Equity markets across the Gulf region experienced a change in foreign investor behaviour during the final quarter of 2025, with overseas investors reducing their exposure after a period of strong inflows earlier in the year. Market data compiled by regional analysts indicates that net foreign transactions moved into negative territory during the quarter, reflecting more cautious positioning amid softer market conditions and lower energy prices .
The pullback was visible across most Gulf exchanges, although not uniformly. Markets in Saudi Arabia and Oman continued to attract net inflows from abroad, partially offsetting broader regional outflows. In contrast, exchanges in Abu Dhabi, Kuwait, Bahrain and Qatar recorded net selling by foreign participants, with Abu Dhabi accounting for the largest share of withdrawals during the quarter .
Despite the weaker fourth quarter, the overall picture for 2025 remained constructive. Over the full year, international investors still added to their positions across Gulf markets, although at a slower pace than in previous years. Saudi Arabia remained the main destination for foreign capital, followed by Abu Dhabi and Kuwait, while Dubai and Qatar also ended the year with modest net inflows. Oman and Bahrain were the only markets to record net foreign reductions on an annual basis .

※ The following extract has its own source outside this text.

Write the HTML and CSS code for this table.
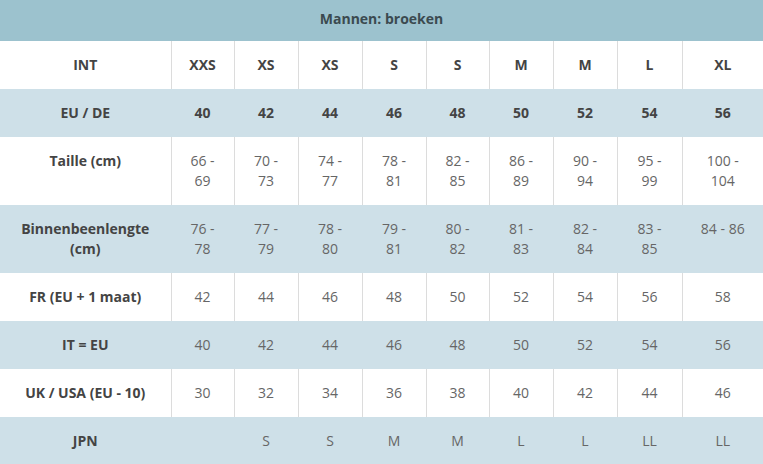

Short-term trends within the quarter highlighted differing dynamics between markets. Saudi Arabia and Oman saw consistent foreign interest throughout the final three months of the year. Dubai, meanwhile, shifted from selling pressure earlier in the quarter to renewed inflows toward year-end. Other markets displayed more mixed patterns, while some, including Kuwait and parts of the UAE, experienced steady foreign outflows over the same period .
Trading activity across the region continued to evolve alongside these capital flows. The number of shares changing hands increased year on year, indicating sustained participation, although the overall value of transactions declined, reflecting weaker price performance in some of the largest markets. Sector-level data suggests that financial institutions and property-related companies remained among the most actively traded, while industries such as materials and telecommunications saw reduced turnover toward the end of the year .
Taken together, the data points to a year in which foreign investors remained engaged with Gulf equity markets but adopted a more selective and cautious approach as 2025 progressed, with outcomes varying significantly by country and sector.